I love Christmas...secretly I still believe in Santa Claus, love the Christmas lights and remain convinced that there will be six inches of snow when I wake up on the 25th, and relive happy childhood memories of large family gatherings which just seemed to go on and on and on.

But this year, Christmas has become a bit of a challenge...for the last four years, the boy and I have dutifully trecked down to Llantrisant to spend time with The Wicked Witch of the West. It seems only fair that if TWWOTW has lost her daughter, then grandson should be there. And the boy has always enjoyed going. The first couple of year's the boy's sister deigned to honour us with her company, so it was a good family gathering for the two of them. But the sister has singularly failed to keep in touch with "itttle bruvva", almost since they were separated and she went off to live with her father whilst the boy came to me. And she is less and less inclined to come across to the Christmas celebrations.

Equally as time has gone on, I've felt more and more like a rasher of bacon at a Jewish wedding (sorry, not PC - please suggest acceptable alternative)...not that I'm not welcomed with open arms, its just that they didn't speak to me for five years from the onset of divorce procedings until the day that the brain haemorrhage struck down the boy's mum. So it's always a little uncomfortable (my problem, not their's)

And then last year, after a day of doing nothing but watching TV (apart from a couple of hours when I escaped for a very long walk by myself), I vowed not to spend the day in Wales again.

Which went down like a lead balloon when I told them ("Well you're always welcome you know"), but the boy merely shrugged his shoulders when I started dropping hints about nine months ago. And he's right, it's my decision not his...but some guidance would help.

So all well and good providing we have a good alternative. But we don't. I haven;'t got a Plan B, let alone a Plan A.

At one stage I thought we might get to ski for Christmas...but tightening of belts and declining business haven't allowed for that

And there's a high risk of the boy and I in Brighton entertaining ourselves for Christmas Day. And even I know that's not good.

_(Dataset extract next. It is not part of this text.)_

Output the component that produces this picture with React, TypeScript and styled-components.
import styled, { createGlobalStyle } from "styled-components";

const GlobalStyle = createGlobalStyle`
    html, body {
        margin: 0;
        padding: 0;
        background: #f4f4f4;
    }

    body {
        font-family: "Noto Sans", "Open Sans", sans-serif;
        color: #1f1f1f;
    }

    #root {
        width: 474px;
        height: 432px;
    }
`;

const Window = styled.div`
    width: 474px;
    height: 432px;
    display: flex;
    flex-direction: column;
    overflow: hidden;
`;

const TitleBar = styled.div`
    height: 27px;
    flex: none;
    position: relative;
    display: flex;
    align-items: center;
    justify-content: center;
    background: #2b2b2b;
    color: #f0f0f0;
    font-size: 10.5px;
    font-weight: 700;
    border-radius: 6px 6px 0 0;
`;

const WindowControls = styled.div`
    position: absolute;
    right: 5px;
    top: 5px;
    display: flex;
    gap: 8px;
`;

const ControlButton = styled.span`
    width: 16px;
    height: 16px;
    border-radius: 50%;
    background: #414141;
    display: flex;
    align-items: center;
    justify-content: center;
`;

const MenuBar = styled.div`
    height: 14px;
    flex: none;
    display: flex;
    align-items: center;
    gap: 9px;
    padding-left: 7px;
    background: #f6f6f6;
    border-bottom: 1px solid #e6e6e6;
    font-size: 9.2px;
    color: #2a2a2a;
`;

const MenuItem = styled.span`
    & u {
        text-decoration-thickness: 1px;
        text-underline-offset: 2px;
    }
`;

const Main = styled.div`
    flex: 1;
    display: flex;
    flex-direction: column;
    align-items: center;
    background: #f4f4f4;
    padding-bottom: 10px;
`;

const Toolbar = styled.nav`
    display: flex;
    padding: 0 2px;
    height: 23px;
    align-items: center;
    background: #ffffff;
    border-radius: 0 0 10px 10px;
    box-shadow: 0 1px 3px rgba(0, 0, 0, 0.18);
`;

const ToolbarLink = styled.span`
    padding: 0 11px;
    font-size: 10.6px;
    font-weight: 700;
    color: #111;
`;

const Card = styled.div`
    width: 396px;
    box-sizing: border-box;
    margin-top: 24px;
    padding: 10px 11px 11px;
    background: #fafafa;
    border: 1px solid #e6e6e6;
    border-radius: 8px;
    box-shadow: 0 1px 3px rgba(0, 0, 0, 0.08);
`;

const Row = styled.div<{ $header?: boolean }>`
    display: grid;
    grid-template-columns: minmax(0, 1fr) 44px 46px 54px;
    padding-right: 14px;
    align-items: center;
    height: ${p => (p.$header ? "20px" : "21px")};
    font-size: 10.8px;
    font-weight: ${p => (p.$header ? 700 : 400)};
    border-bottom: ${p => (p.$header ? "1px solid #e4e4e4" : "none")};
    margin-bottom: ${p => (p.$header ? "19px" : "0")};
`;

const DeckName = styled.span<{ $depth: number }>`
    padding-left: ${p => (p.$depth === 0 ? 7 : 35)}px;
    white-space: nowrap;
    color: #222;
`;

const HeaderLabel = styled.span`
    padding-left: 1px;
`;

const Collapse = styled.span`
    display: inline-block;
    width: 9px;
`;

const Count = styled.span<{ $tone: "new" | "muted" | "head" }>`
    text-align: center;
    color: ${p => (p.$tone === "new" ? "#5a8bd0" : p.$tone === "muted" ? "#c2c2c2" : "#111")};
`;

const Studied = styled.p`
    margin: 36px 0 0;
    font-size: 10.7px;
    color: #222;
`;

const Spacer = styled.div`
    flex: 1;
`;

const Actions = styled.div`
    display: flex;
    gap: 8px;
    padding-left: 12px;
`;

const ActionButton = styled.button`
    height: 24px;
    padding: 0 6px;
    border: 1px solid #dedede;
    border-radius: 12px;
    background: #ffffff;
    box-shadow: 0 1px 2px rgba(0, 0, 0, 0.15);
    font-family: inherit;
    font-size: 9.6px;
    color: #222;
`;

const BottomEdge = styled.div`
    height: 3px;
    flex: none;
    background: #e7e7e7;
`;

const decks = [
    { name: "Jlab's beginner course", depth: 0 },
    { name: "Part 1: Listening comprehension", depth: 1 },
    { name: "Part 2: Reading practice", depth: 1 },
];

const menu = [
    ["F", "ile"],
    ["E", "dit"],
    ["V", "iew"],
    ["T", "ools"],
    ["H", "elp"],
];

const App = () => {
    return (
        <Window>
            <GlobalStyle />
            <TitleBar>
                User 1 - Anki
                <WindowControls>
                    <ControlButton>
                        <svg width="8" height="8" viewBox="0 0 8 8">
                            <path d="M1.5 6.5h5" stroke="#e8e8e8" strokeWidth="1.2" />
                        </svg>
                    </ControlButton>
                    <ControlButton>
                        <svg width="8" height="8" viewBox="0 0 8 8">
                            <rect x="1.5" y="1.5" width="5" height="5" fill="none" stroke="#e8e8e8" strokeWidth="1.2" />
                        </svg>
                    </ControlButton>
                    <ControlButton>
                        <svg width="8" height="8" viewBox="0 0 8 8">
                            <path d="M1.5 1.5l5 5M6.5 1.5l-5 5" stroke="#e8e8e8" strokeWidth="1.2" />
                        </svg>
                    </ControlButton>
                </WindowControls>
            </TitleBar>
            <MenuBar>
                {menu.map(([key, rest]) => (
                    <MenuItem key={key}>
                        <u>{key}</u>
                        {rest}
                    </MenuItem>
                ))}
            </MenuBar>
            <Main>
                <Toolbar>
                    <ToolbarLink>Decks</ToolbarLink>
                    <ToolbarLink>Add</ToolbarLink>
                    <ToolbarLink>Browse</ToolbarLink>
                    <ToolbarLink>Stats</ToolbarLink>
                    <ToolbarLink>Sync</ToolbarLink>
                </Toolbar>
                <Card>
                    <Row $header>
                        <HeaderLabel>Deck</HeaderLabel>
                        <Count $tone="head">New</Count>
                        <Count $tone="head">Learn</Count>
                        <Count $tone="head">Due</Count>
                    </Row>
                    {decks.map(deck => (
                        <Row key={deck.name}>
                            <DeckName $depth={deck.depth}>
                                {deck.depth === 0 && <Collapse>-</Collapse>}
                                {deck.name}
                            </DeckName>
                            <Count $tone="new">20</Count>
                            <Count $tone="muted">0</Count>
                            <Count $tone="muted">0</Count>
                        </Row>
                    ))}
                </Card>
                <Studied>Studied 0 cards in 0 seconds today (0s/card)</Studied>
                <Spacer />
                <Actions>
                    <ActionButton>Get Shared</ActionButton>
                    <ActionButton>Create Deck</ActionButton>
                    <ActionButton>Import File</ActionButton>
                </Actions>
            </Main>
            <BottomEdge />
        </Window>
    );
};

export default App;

So either I swallow my pride, make the arrangements to go west, or spend a day full of guilt-ridden angst...now which should it be?


  1. I don't know enough about you & your boy to give you an definitive opinion. My gut instinct is that you should put your own feelings aside and decide what is in the boy's best interest. Would going/not going affect his relationship with his grandparents and/or other members of his extended family? You know best. I wish you well in coming to a decision.

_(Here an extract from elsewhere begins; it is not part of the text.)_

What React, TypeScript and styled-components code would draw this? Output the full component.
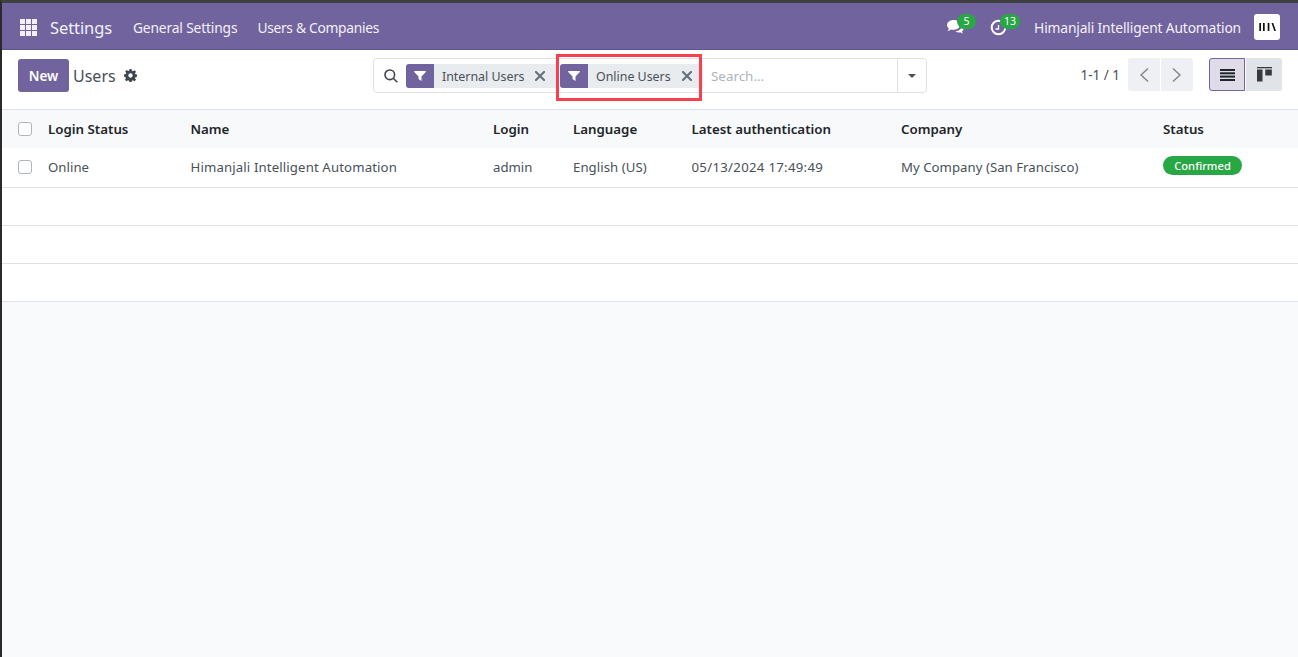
import React from "react";
import styled, { createGlobalStyle } from "styled-components";

const Global = createGlobalStyle`
  html, body { margin: 0; padding: 0; height: 100%; }
  body { font-family: "Noto Sans", "Open Sans", sans-serif; font-size: 13.5px; color: #495057; background: #f9fafb; }
  #root { height: 100%; }
  * { box-sizing: border-box; }
`;

const Page = styled.div`
  position: relative;
  height: 657px;
  overflow: hidden;
  display: flex;
  flex-direction: column;
  border-top: 3px solid #3f3f3f;
  border-left: 2px solid #2a2a2a;
  background: #f9fafb;
`;

const Navbar = styled.header`
  flex: 0 0 47px;
  display: flex;
  align-items: center;
  background: #71639e;
  border-bottom: 1px solid #5f5390;
  color: #f3f1f7;
  padding: 2px 18px 0 18px;
`;

const AppGrid = styled.svg`
  width: 17px;
  height: 17px;
  margin-right: 13px;
`;

const Brand = styled.span`
  font-size: 16.5px;
  margin-right: 21px;
  letter-spacing: -0.1px;
`;

const NavLink = styled.span<{ $ls: number }>`
  font-size: 13.8px;
  margin-right: 20px;
  letter-spacing: ${(p) => p.$ls}px;
`;

const Spacer = styled.div`
  flex: 1;
`;

const IconBadgeWrap = styled.div<{ $w: number }>`
  position: relative;
  width: ${(p) => p.$w}px;
  height: 20px;
  display: flex;
  align-items: center;
  color: #fff;
`;

const Badge = styled.span<{ $l: number; $w: number }>`
  position: absolute;
  left: ${(p) => p.$l}px;
  top: -3px;
  width: ${(p) => p.$w}px;
  height: 15px;
  border-radius: 8px;
  background: #28a745;
  color: #fff;
  font-size: 10.5px;
  line-height: 15px;
  text-align: center;
`;

const UserName = styled.span`
  font-size: 13.8px;
  letter-spacing: -0.15px;
  margin-right: 13px;
`;

const Avatar = styled.div`
  width: 26px;
  height: 26px;
  border-radius: 3px;
  background: #fff;
  display: flex;
  align-items: center;
  justify-content: center;
`;

const Control = styled.div`
  flex: 0 0 60px;
  display: grid;
  grid-template-columns: 371px 554px 1fr;
  align-items: start;
  background: #fff;
  border-bottom: 1px solid #dee2e6;
  padding-top: 8px;
`;

const Left = styled.div`
  display: flex;
  align-items: center;
  padding-left: 16px;
  height: 33px;
  margin-top: 1px;
`;

const NewButton = styled.button`
  width: 51px;
  height: 33px;
  border: 0;
  border-radius: 3px;
  background: #71639e;
  color: #fff;
  font: 600 13.5px "Noto Sans", sans-serif;
  padding: 0;
`;

const Title = styled.span`
  font-size: 16px;
  color: #495057;
  margin: 0 8px 0 4px;
`;

const SearchBox = styled.div`
  height: 35px;
  border: 1px solid #dee2e6;
  border-radius: 4px;
  background: #fff;
  display: flex;
  align-items: center;
  padding-left: 10px;
  overflow: hidden;
`;

const SearchGlyph = styled.svg`
  width: 14px;
  height: 14px;
  margin-right: 8px;
  flex: none;
`;

const Facet = styled.div<{ $w: number; $mr: number }>`
  width: ${(p) => p.$w}px;
  margin-right: ${(p) => p.$mr}px;
  height: 24px;
  background: #e9ecef;
  display: flex;
  align-items: center;
  border-radius: 3px 0 0 3px;
  flex: none;
`;

const FacetIcon = styled.div`
  width: 28px;
  height: 24px;
  background: #71639e;
  border-radius: 3px 0 0 3px;
  display: flex;
  align-items: center;
  justify-content: center;
  color: #fff;
  margin-right: 8px;
`;

const FacetLabel = styled.span`
  font-size: 12.4px;
  color: #495057;
  flex: 1;
  white-space: nowrap;
  padding-top: 2px;
`;

const FacetClose = styled.svg`
  width: 10px;
  height: 10px;
  margin-right: 11px;
  flex: none;
`;

const Placeholder = styled.span`
  font-size: 13.4px;
  color: #adb5bd;
  flex: 1;
`;

const Caret = styled.div`
  width: 29px;
  height: 33px;
  border-left: 1px solid #dee2e6;
  display: flex;
  align-items: center;
  justify-content: center;
  &::after {
    content: "";
    border-top: 4.5px solid #495057;
    border-left: 4.5px solid transparent;
    border-right: 4.5px solid transparent;
  }
`;

const Right = styled.div`
  display: flex;
  align-items: center;
  justify-content: flex-end;
  padding-right: 16px;
  height: 33px;
`;

const PagerText = styled.span`
  font-size: 13.5px;
  color: #495057;
  margin-right: 8px;
`;

const PagerButton = styled.div`
  width: 32px;
  height: 33px;
  background: #eef0f3;
  display: flex;
  align-items: center;
  justify-content: center;
  color: #7b8188;
  &:first-of-type { border-radius: 3px 0 0 3px; }
  & + & { margin-left: 1px; border-radius: 0 3px 3px 0; }
`;

const Pager = styled.div`
  display: flex;
  margin-right: 16px;
`;

const Views = styled.div`
  display: flex;
  gap: 1px;
`;

const ViewButton = styled.div<{ $active?: boolean }>`
  width: 36px;
  height: 33px;
  display: flex;
  align-items: center;
  justify-content: center;
  background: ${(p) => (p.$active ? "#dfdbe9" : "#e0e3e7")};
  border: ${(p) => (p.$active ? "1px solid #71639e" : "0")};
  border-radius: ${(p) => (p.$active ? "3px 0 0 3px" : "0 3px 3px 0")};
`;

const Row = styled.div<{ $head?: boolean; $h: number }>`
  flex: none;
  display: grid;
  grid-template-columns: 46px 142.5px 302.5px 80px 118.5px 209.5px 262px 1fr;
  align-items: center;
  height: ${(p) => p.$h}px;
  padding-bottom: ${(p) => (p.$head ? 0 : 2)}px;
  background: ${(p) => (p.$head ? "#f8f9fa" : "#fff")};
  border-bottom: ${(p) => (p.$head ? "0" : "1px solid #dee2e6")};
  font-weight: ${(p) => (p.$head ? 600 : 400)};
  color: ${(p) => (p.$head ? "#212529" : "#495057")};
  font-size: ${(p) => (p.$head ? 13.3 : 13.2)}px;
`;

const EmptyRow = styled.div`
  flex: none;
  height: 38px;
  background: #fff;
  border-bottom: 1px solid #dee2e6;
`;

const Check = styled.span`
  display: block;
  width: 14px;
  height: 14px;
  margin-left: 16px;
  border: 1px solid #adb5bd;
  border-radius: 3px;
  background: #fff;
`;

const Cell = styled.span<{ $ls?: number }>`
  white-space: nowrap;
  letter-spacing: ${(p) => p.$ls ?? 0}px;
`;

const Pill = styled.span`
  display: block;
  width: 79px;
  height: 19px;
  margin-bottom: 2px;
  border-radius: 10px;
  background: #28a745;
  color: #fff;
  font-size: 11.2px;
  font-weight: 500;
  line-height: 19px;
  text-align: center;
`;

const Highlight = styled.div`
  position: absolute;
  left: 554px;
  top: 51px;
  width: 146px;
  height: 47px;
  border: 3px solid #f8404f;
  pointer-events: none;
`;

const Filter = () => (
  <svg width="12" height="12" viewBox="0 0 12 12" fill="currentColor">
    <path d="M.6 1h10.800c.5 0 .7.5.4.9L7.500 6.400V11L4.500 9V6.400L.2 1.900C-.1 1.500.1 1 .6 1z" />
  </svg>
);

const Close = () => (
  <FacetClose viewBox="0 0 10 10">
    <path d="M1 1l8 8M9 1l-8 8" stroke="#667079" strokeWidth="2.100" strokeLinecap="square" fill="none" />
  </FacetClose>
);

const Chevron = ({ dir }: { dir: "l" | "r" }) => (
  <svg width="10" height="16" viewBox="0 0 10 16" fill="none" stroke="currentColor" strokeWidth="1.300">
    <path d={dir === "l" ? "M9 1.500L2 8l7 6.500" : "M1 1.500L8 8l-7 6.500"} />
  </svg>
);

const head = ["Login Status", "Name", "Login", "Language", "Latest authentication", "Company", "Status"];

export default function App() {
  return (
    <Page>
      <Global />
      <Navbar>
        <AppGrid viewBox="0 0 17 17" fill="#f3f1f7">
          {[0, 6, 12].flatMap((y) =>
            [0, 6, 12].map((x) => <rect key={`${x}-${y}`} x={x} y={y} width="5" height="5" />)
          )}
        </AppGrid>
        <Brand>Settings</Brand>
        <NavLink $ls={-0.16}>General Settings</NavLink>
        <NavLink $ls={-0.3}>Users &amp; Companies</NavLink>
        <Spacer />
        <IconBadgeWrap $w={44}>
          <svg width="19" height="16" viewBox="0 0 19 17" fill="#fff">
            <path d="M7.500 1C3.600 1 .5 3.400.5 6.400c0 1.500.8 2.800 2 3.800-.3 1-.9 1.800-1.700 2.500 1.500-.1 2.900-.7 4-1.500.8.2 1.700.3 2.700.3 3.900 0 7-2.400 7-5.600S11.400 1 7.500 1z" />
            <path d="M16.500 7c.2 2.900-2.800 5.800-7 6.200 1 .8 2.300 1.200 3.500 1.200.5 0 1 0 1.500-.2.8.6 1.800 1 3 1.100-.6-.6-1-1.200-1.200-1.900 1.100-.8 1.700-1.900 1.700-3 0-1.300-.6-2.500-1.500-3.400z" />
          </svg>
          <Badge $l={11} $w={19}>5</Badge>
        </IconBadgeWrap>
        <IconBadgeWrap $w={44}>
          <svg width="17" height="17" viewBox="0 0 17 17" fill="none" stroke="#fff" strokeWidth="2">
            <circle cx="8.500" cy="8.500" r="6.800" />
            <path d="M8.500 6v4H5.500" strokeWidth="1.400" />
          </svg>
          <Badge $l={10} $w={20}>13</Badge>
        </IconBadgeWrap>
        <UserName>Himanjali Intelligent Automation</UserName>
        <Avatar>
          <svg width="17" height="8" viewBox="0 0 17 8" fill="#111">
            <rect x="0.300" y="0" width="1.700" height="8" />
            <rect x="4" y="0" width="1.700" height="8" />
            <rect x="8.700" y="0" width="1.700" height="8" />
            <path d="M12.500 0h1.700L17 8h-1.700z" />
          </svg>
        </Avatar>
      </Navbar>
      <Control>
        <Left>
          <NewButton>New</NewButton>
          <Title>Users</Title>
          <svg width="13" height="13" viewBox="0 0 24 24" fill="#3f4650">
            <path fillRule="evenodd" d="M10 0h4l.6 3.300 2 .8L19.400 2.200l2.800 2.800-1.900 2.800.8 2 3.300.6v4l-3.300.6-.8 2 1.900 2.800-2.800 2.800-2.800-1.900-2 .8-.6 3.300h-4l-.6-3.300-2-.8-2.800 1.900-2.800-2.800 1.900-2.800-.8-2L0 14v-4l3.300-.6.8-2L2.200 4.600 5 1.800l2.800 1.900 2-.8zM12 8a4 4 0 100 8 4 4 0 000-8z" />
          </svg>
        </Left>
        <SearchBox>
          <SearchGlyph viewBox="0 0 14 14" fill="none" stroke="#3f4650" strokeWidth="1.600">
            <circle cx="5.800" cy="5.800" r="4.800" />
            <path d="M9.300 9.300L13.300 13.300" />
          </SearchGlyph>
          <Facet $w={150} $mr={4}>
            <FacetIcon><Filter /></FacetIcon>
            <FacetLabel>Internal Users</FacetLabel>
            <Close />
          </Facet>
          <Facet $w={143} $mr={8}>
            <FacetIcon><Filter /></FacetIcon>
            <FacetLabel>Online Users</FacetLabel>
            <Close />
          </Facet>
          <Placeholder>Search...</Placeholder>
          <Caret />
        </SearchBox>
        <Right>
          <PagerText>1-1 / 1</PagerText>
          <Pager>
            <PagerButton><Chevron dir="l" /></PagerButton>
            <PagerButton><Chevron dir="r" /></PagerButton>
          </Pager>
          <Views>
            <ViewButton $active>
              <svg width="15" height="12" viewBox="0 0 15 12" fill="#212529">
                <rect y="0" width="15" height="2" />
                <rect y="3.300" width="15" height="2" />
                <rect y="6.600" width="15" height="2" />
                <rect y="10" width="15" height="2" />
              </svg>
            </ViewButton>
            <ViewButton>
              <svg width="15" height="15" viewBox="0 0 15 15" fill="#343a40">
                <rect x="0" y="0" width="15" height="1.300" />
                <rect x="0" y="2.500" width="5.500" height="12" />
                <rect x="8.300" y="2.500" width="6.500" height="6" />
              </svg>
            </ViewButton>
          </Views>
        </Right>
      </Control>
      <Row $head $h={38}>
        <Check />
        {head.map((h) => <Cell key={h}>{h}</Cell>)}
      </Row>
      <Row $h={40}>
        <Check />
        <Cell $ls={0.04}>Online</Cell>
        <Cell $ls={0.13}>Himanjali Intelligent Automation</Cell>
        <Cell>admin</Cell>
        <Cell $ls={0.06}>English (US)</Cell>
        <Cell $ls={0.3}>05/13/2024 17:49:49</Cell>
        <Cell $ls={0.03}>My Company (San Francisco)</Cell>
        <Cell><Pill>Confirmed</Pill></Cell>
      </Row>
      <EmptyRow />
      <EmptyRow />
      <EmptyRow />
      <Highlight />
    </Page>
  );
}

  2. I am so like you in the Christmas doesn't start till the 1st December !

    My last 2 have been horrible and I am hoping third time lucky ?

    My suggestion (as you know I'm bossy anyway) is that you do something you will BOTH be comfortable with,(if you're unhappy, he'll know and feel bad that you're in Wales solely for him).

    You can pinch my plan and
    amend it if you like, the children and I are going to wake up, drink champagne and eat party food from Marks and Spencer, no xmas dinner, just a buffet of nice stuff all day, we are going to play Guitar hero world tour and any other games we're given and then after 6pm we have open house for ANY friends that want to come round, so all their mates that are bored at home can come to me and give their own parents a rest, any of my friends are welcome to pop round and have a drink and hopefully we will all have company and it'll be slightly more fun.

    You may find you have other friends who don't want to be on their own either, I'm sorry I'm not nearer or you and the boy could have guitar hero'd with us !

    let us know what you decide x

    You can always go and visit Granny in Wales on another day, so he doesn't miss visiting his Mum's family.

  3. We always used to spend Christmas with friends when I was a child...the same friends. Not family, because we lived abroad. It worked rather well as there were none of the usual family tensions but it still felt like a tradition. So, one idea might be that you could try to do that on Christmas day and see the Welsh rellies on Boxing Day/another day?

  4. I'm with nappy valley here, friends are always a good option, especially ones in a similar place? MH

  5. you could always spend xmas with grandma in cyprus

  6. Well the decision is made...after I mentioned that I'd spoken to his gran and she said she wanted to know what we are doing, he said could we go to Wales. I said yes.

    So thank you everyone for your thoughts - much appreciated. Unfortunately all our friends are with family, so not an option; champagne to wake up to sounds good!; Cyprus would be lovely...but has to be ruled out on the grounds of cost...perhaps another time when the economy hasn't gone into revers!

  7. I would make sure at least some of the festivities are on your terms RTFM. Yes, there is duty, but there is also making sure that the rest of the celebrations are on your terms, or even just getting the Welsh rellies on neutral territory like out for a pub meal instead of in the claustrophobic confines of their house.
    They are lucky that you still go, when many former son-in-laws would probably have lost touch - they should definitely make you feel a bit more welcome at least. And you should even say something like 'I don't really feel that welcome when we come. To be honest it's been getting harder, but I do it for the boy's sake and knowing you have lost your daughter. Is there any way we can make this easier and happier for all of us?' Even if that is in a letter, you should sort it out for all your sakes. I really don't think you'd be sorry. whatever the outcome. Perhaps it is as simple as sitting down to play a game or watch a film together with a bit more effort on both sides to socialise and not beat each other up for the past - particularly for your late partner's sake.